Re: Email, SMTP & DNS configuration questions



Stu looking at your other post which Lanwench has answered I think you're
really confused about DNS entries and now ask us to simplify it for you. It
appears that you have tried to add DNS entries to your internal DNS server
and if so that won't ever work since you need them on the "outside" at
whatever entity hosts your public DNS records. So proper A and MX are needed
there in order for SMTP mail to work and have your Exchange receive the
mail. You also mentioned that your ISP had setup an MX record but did they
also setup the proper A record? I hope that is a straight and simple enough
answer for you. As Lanwench requested your actual domain name would be
helpful. If you don't want to disclose that run your domain name through
www.dnsreports.com to see if it shows errors.

"Stuart Smith" <stuartsmithz@xxxxxxx> wrote in message
news:18463FC0-FF41-4E54-B6CD-99CE17D49DEC@xxxxxxxxxxxxxxxx
Jon,

Ambiguous answers or what...

If you look at my post 3 above yours ...it is suggested by Lanwench that
you
remove anything relating to your external domain name and do not put in an
MX
at all....its really getting me confused...one person says put it in and
one
says remove it....I cannot get a straight answer and am beginning to
wonder
if anyone understands DNS enough to explain it simply.
--
Stu


"Jon Lewis" wrote:

Thanks Chris

I'll check out dynDNS.

What I was thinking though is if our server was down, the ISP would get
the
mail which I could retreive when back on line if I still have the pop3
connector set up.

In other words is it possible to have both SMTP delivery & pop3 retrieval
running together?

Alternatively is it safer in a small business to have individual email
addresses set up at the ISP and have mail pop3'd into individual
mailboxes
by the SBS server?

Many thanks



"Cris Hanna [SBS-MVP]" <crisnospamhanna@xxxxxxxxxxxxxxxxxxxxxxxxxxxxxxxx>
wrote in message news:uGLlHODQHHA.2340@xxxxxxxxxxxxxxxxxxxxxxx
You should probably look at deleting it. if you up the
priority...they've already said they don't support store and forward so
if
you're connection went down...they'd get the mail...but it would never
come to your exchange server when the connection comes up.

Consider this service as a backup
http://www.dyndns.com/services/mailhop/backupmx.html

--
Cris Hanna [SBS-MVP]
------------------------------
Please do not contact me directly, only respond in the Newsgroups
MVPs do not work for Microsoft
------------------------------
Send via Windows Mail on Vista Ultimate connected to SBS 2003 R2
"Jon Lewis" <jon.lewis@xxxxxxxxxxxxxxxxxxxxxxxxxx> wrote in message
news:OMN2A9AQHHA.1756@xxxxxxxxxxxxxxxxxxxxxxx
Thanks to all who helped me with DNS questions a couple of weeks ago.
I
have some more questions please.

Our company SBS 2003R2 server retrieves our emails from a single
primary
email account (hosted by our ISP) using the pop3 connector into a
global
mailbox.

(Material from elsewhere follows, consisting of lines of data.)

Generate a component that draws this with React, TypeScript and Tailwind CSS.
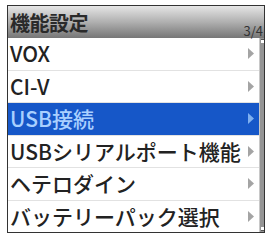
import React from 'react';

const items = [
  { label: 'VOX' },
  { label: 'CI-V' },
  { label: 'USB接続', active: true },
  { label: 'USBシリアルポート機能' },
  { label: 'ヘテロダイン' },
  { label: 'バッテリーパック選択' },
];

const Arrow: React.FC<{ active?: boolean }> = ({ active }) => (
  <svg width="6" height="11" viewBox="0 0 6 11" className="shrink-0">
    <path d="M0 0 L6 5.5 L0 11 Z" fill={active ? '#7fb0f0' : '#a4a4a4'} />
  </svg>
);

export default function App() {
  return (
    <div className="w-[270px] h-[237px] bg-white pt-[5px] pl-[7px]" style={{ fontFamily: '"Noto Sans CJK JP", "Noto Sans", sans-serif' }}>
      <div className="w-[258px] h-[228px] border border-[#333] flex flex-col">
        {/* header */}
        <div className="h-[32px] shrink-0 bg-gradient-to-b from-[#e6e6e6] via-[#b0b0b0] to-[#767676] flex items-end justify-between pl-[2px] pr-[1px]">
          <span className="text-[20px] leading-[29px] font-bold text-[#2a2a2a] tracking-[-0.5px] self-center">機能設定</span>
          <span className="text-[13px] leading-[14px] text-[#333]">3/4</span>
        </div>
        {/* list + scrollbar */}
        <div className="flex-1 flex">
          <div className="flex-1 flex flex-col">
            {items.map((it, i) => (
              <div
                key={i}
                className={`flex-1 flex items-center ${i < items.length - 1 ? 'border-b border-[#e2e2e2]' : ''}`}
              >
                <div
                  className={`w-full h-full flex items-center justify-between pl-[2px] pr-[5px] ${it.active ? 'bg-[#1657c8] h-[28px]' : ''}`}
                >
                  <span
                    className={`text-[21px] leading-none font-medium whitespace-nowrap ${it.active ? 'text-[#a9d0ff]' : 'text-[#222]'}`}
                  >
                    {it.label}
                  </span>
                  <Arrow active={it.active} />
                </div>
              </div>
            ))}
          </div>
          <div className="w-[5px] bg-[#959595] border-l border-[#c8c8c8] flex flex-col justify-between items-center py-[1px]">
            <div className="w-[3px] h-[4px] bg-white border-t border-[#555]" />
            <div className="w-[3px] h-[4px] bg-white border-b border-[#555]" />
          </div>
        </div>
      </div>
    </div>
  );
}
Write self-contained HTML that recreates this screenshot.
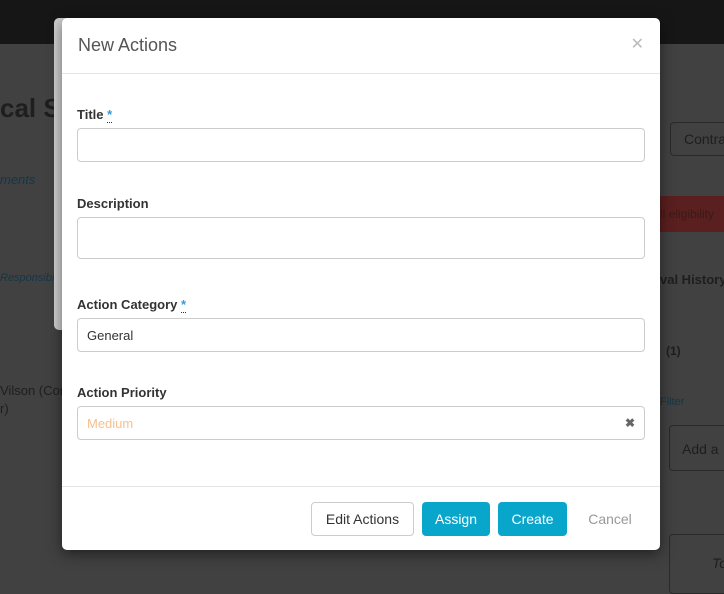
<!DOCTYPE html>
<html style="background:#414141"><head><style>
*{box-sizing:border-box;margin:0;padding:0}
body{width:724px;height:588px;overflow:hidden;background:#414141;font-family:"Liberation Sans",sans-serif;position:relative}
.nav{position:absolute;left:0;top:0;width:724px;height:44px;background:#161616}
.bg{position:absolute;color:#1e1e1e;white-space:nowrap;overflow:hidden}
.m2{position:absolute;left:54px;top:18px;width:560px;height:312px;background:#cfcfcf;border-radius:5px}
.modal{position:absolute;left:62px;top:18px;width:598px;height:532px;background:#fff;border-radius:5px;box-shadow:0 4px 14px rgba(0,0,0,.5)}
.hd{height:56px;border-bottom:1px solid #e5e5e5;padding:17px 16px;font-size:18px;color:#555;position:relative}
.x{position:absolute;right:16px;top:16px;color:#bbb;font-size:16px}
label{position:absolute;left:15px;font-size:13px;font-weight:bold;color:#333}
label i{font-style:normal;color:#3a9ad9;border-bottom:1px dotted #333}
.in{position:absolute;left:15px;width:568px;border:1px solid #ccc;border-radius:4px;font-size:13px;padding:0 9px;display:flex;align-items:center;color:#333}
.ft{position:absolute;left:0;top:468px;width:598px;border-top:1px solid #e5e5e5}
.btn{position:absolute;top:484px;height:34px;border-radius:4px;font-size:14px;display:flex;align-items:center;justify-content:center}
</style></head><body>
<div class="nav"></div>
<div class="bg" style="left:0;top:93px;font-size:26px;font-weight:bold">cal S</div>
<div class="bg" style="left:0;top:172px;font-size:13px;font-style:italic;color:#14364a">ments</div>
<div class="bg" style="left:0;top:272px;font-size:11px;font-style:italic;color:#14364a">Responsibi</div>
<div class="bg" style="left:0;top:382px;font-size:13px;line-height:18px">Vilson (Com<br>r)</div>
<div class="bg" style="left:670px;top:122px;width:60px;height:34px;border:1px solid #2a2a2a;border-radius:4px;font-size:14px;padding:8px 13px">Contra</div>
<div class="bg" style="left:660px;top:196px;width:70px;height:36px;background:#5a1f1f;font-size:12px;color:#3a1a1a;padding:11px 0">ll eligibility</div>
<div class="bg" style="left:660px;top:272px;font-size:13px;font-weight:bold">val History</div>
<div class="bg" style="left:666px;top:344px;font-size:12px;font-weight:bold">(1)</div>
<div class="bg" style="left:660px;top:396px;font-size:11px;color:#14364a">Filter</div>
<div class="bg" style="left:669px;top:425px;width:60px;height:46px;border:1px solid #2a2a2a;border-radius:4px;font-size:14px;padding:15px 12px">Add a</div>
<div class="bg" style="left:669px;top:534px;width:60px;height:60px;border:1px solid #2a2a2a;border-radius:4px;font-size:14px;font-style:italic;padding:20px 42px">To</div>
<div class="m2"></div>
<div class="modal">
<div class="hd">New Actions<span class="x">✕</span></div>
<label style="top:89px">Title <i>*</i></label>
<div class="in" style="top:110px;height:34px"></div>
<label style="top:178px">Description</label>
<div class="in" style="top:199px;height:42px"></div>
<label style="top:279px">Action Category <i>*</i></label>
<div class="in" style="top:300px;height:34px">General</div>
<label style="top:367px">Action Priority</label>
<div class="in" style="top:388px;height:34px;color:#f9c08d;justify-content:space-between">Medium<span style="color:#666;font-size:12px;font-weight:bold">✖</span></div>
<div class="ft"></div>
<div class="btn" style="left:249px;width:103px;border:1px solid #ccc;color:#333">Edit Actions</div>
<div class="btn" style="left:360px;width:68px;background:#09a6cc;color:#fff">Assign</div>
<div class="btn" style="left:436px;width:69px;background:#09a6cc;color:#fff">Create</div>
<div class="btn" style="left:515px;width:66px;color:#999">Cancel</div>
</div>
</body></html>
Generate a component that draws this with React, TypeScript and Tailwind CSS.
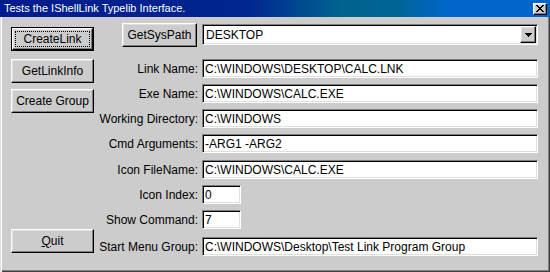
type Row = {
  label: string
  value: string
  top: string
  narrow?: boolean
}

const rows: Row[] = [
  { label: 'Link Name:', value: 'C:\\WINDOWS\\DESKTOP\\CALC.LNK', top: 'mt-[12px]' },
  { label: 'Exe Name:', value: 'C:\\WINDOWS\\CALC.EXE', top: 'mt-[6px]' },
  { label: 'Working Directory:', value: 'C:\\WINDOWS', top: 'mt-[6px]' },
  { label: 'Cmd Arguments:', value: '-ARG1 -ARG2', top: 'mt-[6px]' },
  { label: 'Icon FileName:', value: 'C:\\WINDOWS\\CALC.EXE', top: 'mt-[7px]' },
  { label: 'Icon Index:', value: '0', top: 'mt-[6px]', narrow: true },
  { label: 'Show Command:', value: '7', top: 'mt-[6px]', narrow: true },
  { label: 'Start Menu Group:', value: 'C:\\WINDOWS\\Desktop\\Test Link Program Group', top: 'mt-[8px]' },
]

const raised =
  'border border-t-white border-l-white border-r-black border-b-black shadow-[inset_-1px_-1px_#808080,inset_1px_1px_#dfdfdf] bg-[#cccccc]'

const sunken =
  'border border-t-[#808080] border-l-[#808080] border-r-white border-b-white shadow-[inset_1px_1px_#000,inset_-1px_-1px_#dfdfdf] bg-white'

function Button({ children, className = '' }: { children: React.ReactNode; className?: string }) {
  return (
    <div className={`${raised} h-[24px] flex items-center justify-center text-[12px] text-black ${className}`}>
      {children}
    </div>
  )
}

function Field({ value, narrow }: { value: string; narrow?: boolean }) {
  return (
    <div className={`${sunken} h-[19px] flex items-center pl-[2px] text-[12px] text-black whitespace-nowrap overflow-hidden ${narrow ? 'w-[39px]' : 'flex-1'}`}>
      {value}
    </div>
  )
}

function CloseButton() {
  return (
    <div className={`${raised} w-[14px] h-[12px] flex items-center justify-center`}>
      <svg width="8" height="7" viewBox="0 0 8 7" shapeRendering="crispEdges">
        <path d="M0 0h2v1h1v1h2v-1h1v-1h2v1h-1v1h-1v1h-1v1h1v1h1v1h1v1h-2v-1h-1v-1h-2v1h-1v1h-2v-1h1v-1h1v-1h1v-1h-1v-1h-1v-1h-1z" fill="#000" />
      </svg>
    </div>
  )
}

export default function App() {
  return (
    <div className="w-[550px] h-[272px] flex flex-col bg-[#cccccc] font-['Liberation_Sans',Arial,sans-serif] select-none">
      <div className="h-[17px] flex items-center bg-[linear-gradient(to_right,#001b8e_0%,#00268f_45%,#00648f_62%,#006495_72%,#0066cc_82%,#0066cc_100%)] pl-[4px] pr-[3px]">
        <span className="text-white text-[11px] leading-none flex-1">Tests the IShellLink Typelib Interface.</span>
        <CloseButton />
      </div>

      <div className="flex-1 flex shadow-[inset_1px_0_#dfdfdf,inset_2px_0_#fff,inset_-1px_-1px_#404040,inset_-2px_-2px_#808080]">
        <div className="w-[94px] pl-[11px] flex flex-col">
          <div className="mt-[10px] border border-black">
            <div className={`${raised} h-[22px] flex p-[2px] text-[12px] text-black`}>
              <div className="flex-1 border border-dotted border-black flex items-center justify-center">CreateLink</div>
            </div>
          </div>
          <Button className="mt-[8px]">GetLinkInfo</Button>
          <Button className="mt-[6px]">Create Group</Button>
          <Button className="mt-auto mb-[19px]">
            <span><span className="underline">Q</span>uit</span>
          </Button>
        </div>

        <div className="flex-1 pr-[12px] flex flex-col">
          <div className="mt-[6px] flex items-start">
            <div className="w-[108px] flex justify-end pr-[5px]">
              <Button className="w-[75px]">GetSysPath</Button>
            </div>
            <div className={`${sunken} flex-1 h-[21px] mt-[1px] flex items-center pl-[3px] pr-[1px] text-[12px] text-black`}>
              <span className="flex-1">DESKTOP</span>
              <div className={`${raised} w-[16px] h-[17px] flex items-center justify-center`}>
                <svg width="7" height="4" viewBox="0 0 7 4" shapeRendering="crispEdges">
                  <path d="M0 0h7v1h-1v1h-1v1h-1v1h-1v-1h-1v-1h-1v-1h-1z" fill="#000" />
                </svg>
              </div>
            </div>
          </div>

          {rows.map((row) => (
            <div key={row.label} className={`${row.top} flex items-center`}>
              <div className="w-[108px] pr-[4px] text-right text-[12px] text-black whitespace-nowrap">{row.label}</div>
              <Field value={row.value} narrow={row.narrow} />
            </div>
          ))}
        </div>
      </div>
    </div>
  )
}
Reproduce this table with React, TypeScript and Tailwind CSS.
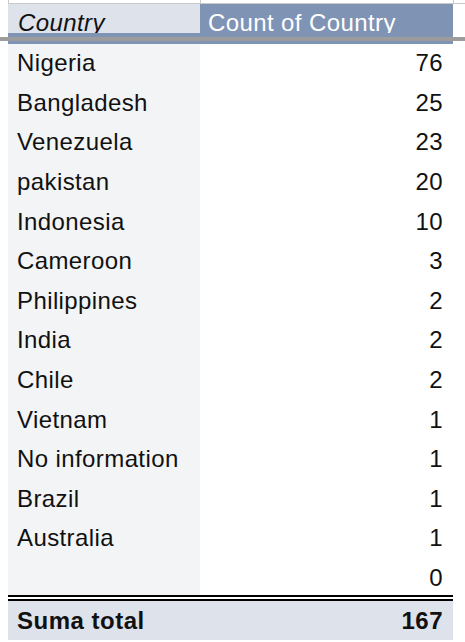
import React from "react";

const rows: [string, string][] = [
  ["Nigeria", "76"],
  ["Bangladesh", "25"],
  ["Venezuela", "23"],
  ["pakistan", "20"],
  ["Indonesia", "10"],
  ["Cameroon", "3"],
  ["Philippines", "2"],
  ["India", "2"],
  ["Chile", "2"],
  ["Vietnam", "1"],
  ["No information", "1"],
  ["Brazil", "1"],
  ["Australia", "1"],
  ["", "0"],
];

export default function App() {
  return (
    <div
      className="w-[465px] h-[642px] bg-white text-[#111] overflow-hidden tracking-[0.4px]"
      style={{ fontFamily: '"Liberation Sans", Arial, sans-serif' }}
    >
      {/* top gridline strip */}
      <div className="flex h-[4px]">
        <div className="w-[8px]" />
        <div className="w-[192px] border-l border-b border-[#c9c9c9]" />
        <div className="w-[253px] border-l border-b border-[#c9c9c9]" />
        <div className="flex-1 border-l border-b border-[#c9c9c9]" />
      </div>
      {/* header */}
      <div className="relative">
        <div className="flex h-[29px] ml-[8px] w-[445px]">
          <div className="w-[192px] bg-[#dee2eb] overflow-hidden pl-[10px]">
            <div className="text-[24px] leading-[29px] italic pt-[4px]">Country</div>
          </div>
          <div className="flex-1 bg-[#7f93b5] overflow-hidden pl-[8px]">
            <div className="text-[24px] leading-[29px] text-white pt-[4px]">Count of Country</div>
          </div>
        </div>
        <div className="ml-[8px] w-[445px] h-[11px] bg-[#7f93b5]" />
        <div className="absolute left-0 right-0 top-[33px] h-[4px] bg-[#9c9c9c]" />
      </div>
      {/* rows */}
      <div className="ml-[8px] w-[445px] h-[551px] overflow-hidden">
        {rows.map(([c, n], i) => (
          <div key={i} className="flex h-[39.6px] text-[24px]">
            <div className="w-[192px] bg-[#f3f4f6] pl-[9px] flex items-center pb-[1px]">{c}</div>
            <div className="flex-1 bg-white pr-[10px] flex items-center justify-end pb-[1px]">{n}</div>
          </div>
        ))}
      </div>
      {/* total */}
      <div className="ml-[8px] w-[445px] border-t-[6px] border-double border-black">
        <div className="flex h-[39px] bg-[#dee2eb] text-[24px] font-bold items-center tracking-[0.5px]">
          <div className="w-[192px] pl-[9px]">Suma total</div>
          <div className="flex-1 pr-[10px] text-right">167</div>
        </div>
      </div>
    </div>
  );
}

The users emails e.g. user1@xxxxxxxxxxxxx are resolved into
the
users mailboxes by our server (user1@xxxxxxxxxxxxx etc. are set up as
aliases of the primary email name at the ISP).

Evidently pop3 retrieval cannot resolve bcc messages which get dumped
into our administrator mailbox as do (for reasons unknown) all
incoming
read receipts, so I want to convert to SMTP.

I have gathered that I make 2 DNS record changes:

a new A record
key: mail
value: our external IP address

a new MX record
key: @
value: mail.ourdomain.com
priority value: 10

Do I delete the existing MX record value: ibmr.ISP.com. or up the
priority to say 20 so that if our server is down then mail will be
directed to the ISP server for later pop3 retrieval (Can I still run
the
pop3 global mailbox in parallel as a back up and to retrieve any mails
addressed to the primary email account at the ISP itself?)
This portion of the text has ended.